Dans la foulée du Brexit, de nombreux commercialistes de l’Union européenne ont renforcé les appels pour mettre sur pied une juridiction de commerce européenne susceptible de prendre le relais de la prédominance des juridictions londoniennes. Toute contribution permettant de mieux saisir les trajectoires historiques communes et séparées des contentieux relevant du droit des affaires en Europe est dès lors utile pour se forger une telle affinité culturelle au-delà des systèmes nationaux. L’étude de Thomas Vogl, issue d’une thèse de doctorat défendue en 2020 à l’université d’Augsbourg, offre une analyse minutieuse d’éléments français ayant marqué l’évolution complexe des juridictions commerciales allemandes au fil du XIXe siècle. L’auteur suit une trame chronologique, ce qui implique qu’en raison de l’histoire politique mouvementée des différents territoires allemands, l’évolution des juridictions et leurs emprunts au droit français ont été très différenciés, notamment dans les régions qui subirent au cours de la première moitié du XIXe siècle un véritable perpetuum mobile.

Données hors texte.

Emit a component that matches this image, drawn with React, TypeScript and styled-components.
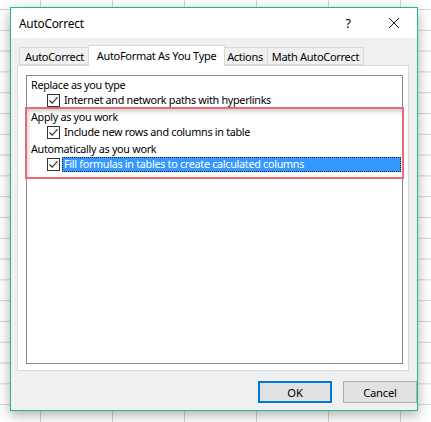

L’étude établit préliminairement un tableau des juridictions commerciales dans quelques territoires du Saint-Empire. À partir des guerres et annexions révolutionnaires et napoléoniennes, l’»époque des Français« (Franzosenzeit), le régime français s’affirma dans les territoires annexés, devenus départements français de la rive gauche du Rhin, puis, avec des aménagements, dans ceux plus au Nord (comprenant des centres commerciaux tels que Brême, Hambourg et Lübeck), ainsi que dans les États satellites du régime napoléonien. La chute du Premier Empire et le congrès de Vienne redéfiniront la carte politique des États souverains constituant la Confédération allemande (»germanique«). La Fédération de l’Allemagne du Nord (Norddeutscher Bund), et ensuite l’Empire allemand, modifièrent à nouveau la carte politique et judiciaire. Dans la tendance générale vers une unification, le code uniforme de droit commercial de 1861 (Allgemeines Deutsches Handelsgesetzbuch, ADHGB) a été un jalon important.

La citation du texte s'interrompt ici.